Recent decisions highlight the risk of inadvertently settling more claims or releasing more parties than was actually intended.

  • Botleigh Grange Ltd v Revenue and Customs Commissioners [2016] EWHC 3081 (Ch) considered the scope of a consent order agreed between HMRC and a company in respect of a dispute over a winding-up petition. The High Court found that a reasonable person with the relevant background knowledge would consider that the company had not successfully preserved its rights and had thus lost its ability to bring a cross-claim.
  • Marsden v Barclays Bank plc [2016] EWHC 1601 (QB) concerned a settlement agreement which provided that the entry into a loan was "in full and final settlement of all complaints, claims and causes of action which arise directly or indirectly, or may arise, out of or are in any way connected with the Swaps".
  • The issue of a settlement with joint tortfeasors arose in Anthony McGill v Sports & Entertainment Media Group & 8 Ors [2016] EWHC Civ 1063 where the Court of Appeal concluded that a claimant's previous settlement with a contract breaker did not discharge the claimant's claims against other parties for inducing a breach of the same contract.
  • More generally, in Joseph Ackerman V (1) Andrew Robert Thornhill (2) Naomi Ackerman (3) Barry Ackerman (4) Bana One Ltd [2017] EWHC 99 (Ch) the High Court held that there is substantial public interest in finality in litigation, and that it was not in the public interest to permit settlement agreements to be undermined, except on the clearest possible grounds.
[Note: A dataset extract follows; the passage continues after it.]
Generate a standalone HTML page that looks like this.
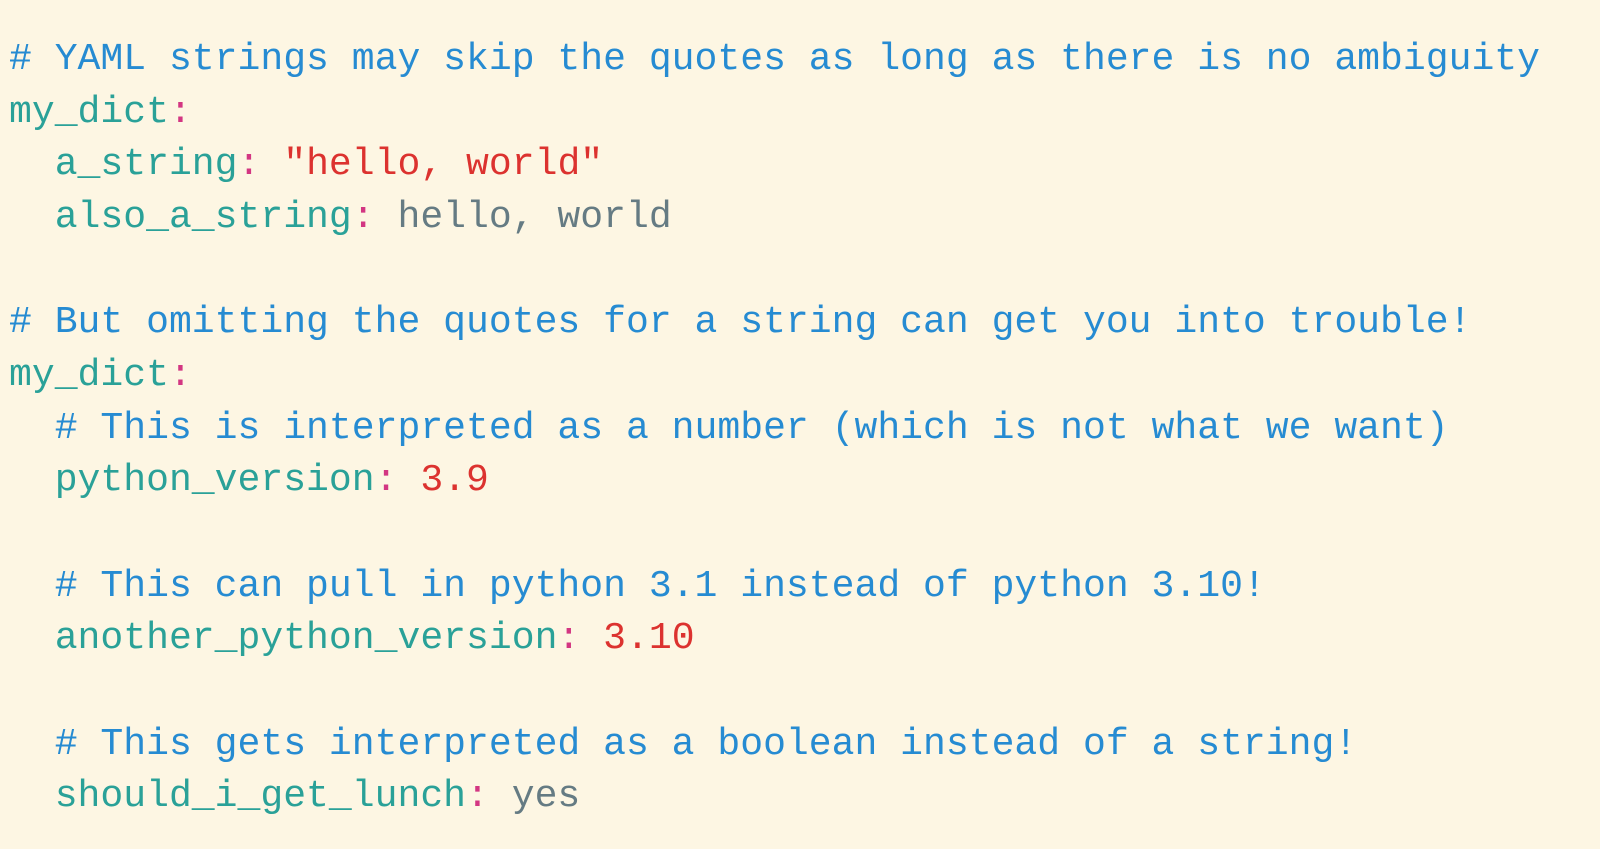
<!DOCTYPE html>
<html><head><meta charset="utf-8"><style>
html,body{margin:0;padding:0;background:#fdf6e3;width:1600px;height:849px;overflow:hidden}
pre{margin:0;position:absolute;left:9px;top:34px;font-family:"Liberation Mono",monospace;font-size:38.1px;line-height:52.65px;color:#657b83;letter-spacing:0}
.c{color:#268bd2}.k{color:#2aa198}.p{color:#d33682}.s{color:#dc322f}
</style></head><body>
<pre><span class="c"># YAML strings may skip the quotes as long as there is no ambiguity</span>
<span class="k">my_dict</span><span class="p">:</span>
  <span class="k">a_string</span><span class="p">:</span> <span class="s">"hello, world"</span>
  <span class="k">also_a_string</span><span class="p">:</span> hello, world

<span class="c"># But omitting the quotes for a string can get you into trouble!</span>
<span class="k">my_dict</span><span class="p">:</span>
  <span class="c"># This is interpreted as a number (which is not what we want)</span>
  <span class="k">python_version</span><span class="p">:</span> <span class="s">3.9</span>

  <span class="c"># This can pull in python 3.1 instead of python 3.10!</span>
  <span class="k">another_python_version</span><span class="p">:</span> <span class="s">3.10</span>

  <span class="c"># This gets interpreted as a boolean instead of a string!</span>
  <span class="k">should_i_get_lunch</span><span class="p">:</span> yes</pre>
</body></html>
These recent cases serve as a useful reminder that:

  • There need to be very clear grounds to undermine a concluded settlement agreement;
  • As with any other contract, in interpreting a settlement agreement, the courts will try to determine what a reasonable person, with the parties' background knowledge, would have understood the relevant settlement terms to mean.
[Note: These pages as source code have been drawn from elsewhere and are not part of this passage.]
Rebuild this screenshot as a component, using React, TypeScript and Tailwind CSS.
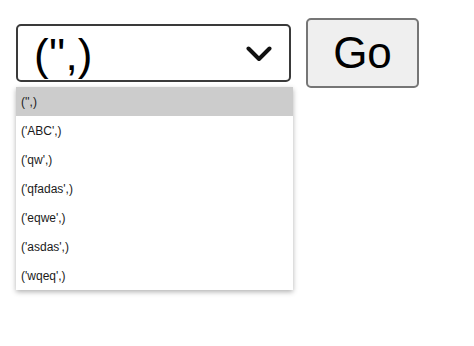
import React from "react";

const options = ["('',)", "('ABC',)", "('qw',)", "('qfadas',)", "('eqwe',)", "('asdas',)", "('wqeq',)"];

export default function App() {
  return (
    <div className="w-[474px] h-[346px] bg-white font-['Liberation_Sans',Arial,sans-serif] text-black">
      <div className="flex items-center gap-[15px] pt-[18px] pl-[16px]">
        <div className="relative">
          <div className="w-[275px] h-[58px] border-2 border-[#3a3a3a] rounded-[5px] bg-white flex items-center justify-between pl-[16px] pr-[17px]">
            <span className="text-[44px] leading-none mt-[3px]">('',)</span>
            <svg width="26" height="16" viewBox="0 0 26 16" className="mt-[1px]">
              <path d="M2.5 2.5 L13 13 L23.5 2.5" fill="none" stroke="#111" strokeWidth="4" strokeLinecap="round" strokeLinejoin="round" />
            </svg>
          </div>
          <div className="absolute left-0 top-[63px] w-[277px] bg-white shadow-[0_2px_5px_rgba(0,0,0,0.3)] z-10">
            {options.map((o, i) => (
              <div
                key={o}
                className={`h-[29px] flex items-center pl-[5px] text-[12px] text-[#1a1a1a] ${i === 0 ? "bg-[#cccccc]" : "bg-white"}`}
              >
                {o}
              </div>
            ))}
          </div>
        </div>
        <button className="w-[113px] h-[70px] bg-[#efefef] border-2 border-[#767676] rounded-[5px] text-[44px] leading-none flex items-center justify-center">
          Go
        </button>
      </div>
    </div>
  );
}
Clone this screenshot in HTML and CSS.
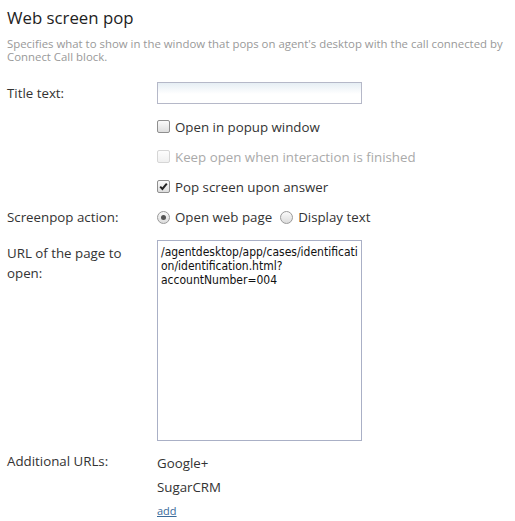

  • If more than one interpretation is available, the courts will strive to give the settlement agreement a meaning consistent with business common sense.
  • However, even very wide release wording will not usually be sufficient to show that the parties intended to settle fraud claims, unless express words are used.
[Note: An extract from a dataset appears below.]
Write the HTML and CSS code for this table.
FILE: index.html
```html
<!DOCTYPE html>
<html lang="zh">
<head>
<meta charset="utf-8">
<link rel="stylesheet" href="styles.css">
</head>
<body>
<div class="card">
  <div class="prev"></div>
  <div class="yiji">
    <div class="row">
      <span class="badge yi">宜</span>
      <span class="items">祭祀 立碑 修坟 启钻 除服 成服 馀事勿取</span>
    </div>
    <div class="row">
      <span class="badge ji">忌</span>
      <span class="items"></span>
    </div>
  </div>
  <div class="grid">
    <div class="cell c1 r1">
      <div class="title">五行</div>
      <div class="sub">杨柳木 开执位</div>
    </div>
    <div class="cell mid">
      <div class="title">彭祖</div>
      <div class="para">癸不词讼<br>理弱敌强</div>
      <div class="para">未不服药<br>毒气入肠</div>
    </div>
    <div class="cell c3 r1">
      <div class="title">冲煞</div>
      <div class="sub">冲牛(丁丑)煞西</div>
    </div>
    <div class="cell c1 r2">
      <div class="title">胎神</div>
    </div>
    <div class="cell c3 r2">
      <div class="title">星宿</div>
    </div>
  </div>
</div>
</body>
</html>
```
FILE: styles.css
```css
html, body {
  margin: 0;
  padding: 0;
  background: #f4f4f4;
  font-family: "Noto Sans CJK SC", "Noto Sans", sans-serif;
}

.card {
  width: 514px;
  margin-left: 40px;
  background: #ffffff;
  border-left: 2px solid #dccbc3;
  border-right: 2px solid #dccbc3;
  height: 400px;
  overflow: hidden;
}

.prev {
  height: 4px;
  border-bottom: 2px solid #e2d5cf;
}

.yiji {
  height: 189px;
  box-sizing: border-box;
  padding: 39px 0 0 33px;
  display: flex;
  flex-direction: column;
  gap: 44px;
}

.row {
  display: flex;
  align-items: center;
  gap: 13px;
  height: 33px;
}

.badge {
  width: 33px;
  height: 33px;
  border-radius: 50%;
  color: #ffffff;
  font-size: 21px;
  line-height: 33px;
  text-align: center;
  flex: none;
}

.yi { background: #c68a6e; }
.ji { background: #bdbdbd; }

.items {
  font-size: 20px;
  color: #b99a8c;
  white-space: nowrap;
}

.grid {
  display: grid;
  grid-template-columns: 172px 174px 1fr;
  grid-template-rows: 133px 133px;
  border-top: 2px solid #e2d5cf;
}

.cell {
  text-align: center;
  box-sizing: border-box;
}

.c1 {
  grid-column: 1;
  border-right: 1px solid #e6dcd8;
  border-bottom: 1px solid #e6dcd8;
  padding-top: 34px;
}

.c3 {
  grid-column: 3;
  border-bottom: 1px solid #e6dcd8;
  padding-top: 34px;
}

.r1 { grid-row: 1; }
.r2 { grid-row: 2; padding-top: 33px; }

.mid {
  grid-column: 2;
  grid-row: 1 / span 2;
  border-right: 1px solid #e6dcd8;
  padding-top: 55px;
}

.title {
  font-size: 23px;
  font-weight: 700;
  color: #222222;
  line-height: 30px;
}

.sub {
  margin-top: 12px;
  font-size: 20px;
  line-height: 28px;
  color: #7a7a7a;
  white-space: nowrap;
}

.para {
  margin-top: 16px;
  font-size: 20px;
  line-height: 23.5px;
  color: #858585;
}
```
  • Unless clear words are used to reserve the right to pursue other joint tortfeasors, settlement with one joint tortfeasor will generally be presumed to release all joint tortfeasors.
  • Careful consideration must be given to whether there is a single cause of action or separate causes of action against defendants and care should be taken in drafting any settlement to ensure that claims are not unintentionally released. To minimise the risk of unintentional release, an express reservation of the right to pursue other parties should be included or the settlement worded as an agreement not to sue as opposed to a release of liability.
  • Where there are separate causes of action against different defendants, the court is unlikely to conclude that a settlement with one will release the others from liability unless it is clear that the effect of the settlement is to extinguish the claimant's entire loss.